TCRBrad: PJ Fleck is the “free space” here, so let’s carry on. Glen Mason was a discount Barry Alvarez. The Minnesota game of 2010 was the downfall of what COULD have been an Outback Bowl appearance for Mikel Leshoure and Illinois, but a last minute 38-34 loss to a 1-9 Gopher squad on Senior Day in Champaign was one of the WORST losses I’ve seen in Memorial Stadium.
Alex Orr: PJ Fleck is a dorkus malorkus.
Drew Pastorek: I don’t really dislike Minnesota all that much, since my uncle lived in the Twin Cities for decades and I actually saw my first-ever live college football game in the old Metrodome, a 33-7 win against Ohio. I think my mom still has the ticket stub in a scrapbook somehwere.
But I just can’t help rooting against them because of their doofus head coach.
“Dorkus malorkus” is a way better description of P.J. Fleck than “megapastor” or “used car salesman.” Consider my thunder officially stolen. And his “motto” isn’t even ACTUALLY his. He had to pay Western Michigan to continue using it — and of course he wrote a BESTSELLER about how to “lead with enthusiasm and optimism” and a bunch of other performative buzzword bullshit.

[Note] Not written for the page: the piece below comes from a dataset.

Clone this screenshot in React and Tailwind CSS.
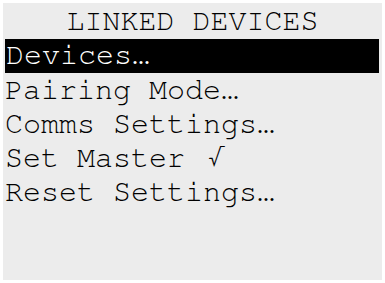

I’m glad some former players finally started speaking out about Fleck’ self-obsession and phoniness, and I’m sure he’ll skate by until the first time the Gophers go 4-8.
He Was A High School Quarterback (Off Tackle Empire): I don’t know if I ever remember a good Illinois team shitting the bed so completely as when Illinois went to the Cities and lost to 2-9 Jim Wacker and the Gophers in 1992. That team went to Ann Arbor and tied 1st place, #3 ranked Michigan. They went to Columbus and beat #21 and second place OSU. They lost to last place Minnesota and lost to next to last place Northwestern in Champaign. That was my freshman year. Little did I know that I would be staring down 30 years of garbage Illinois football then, but here we are.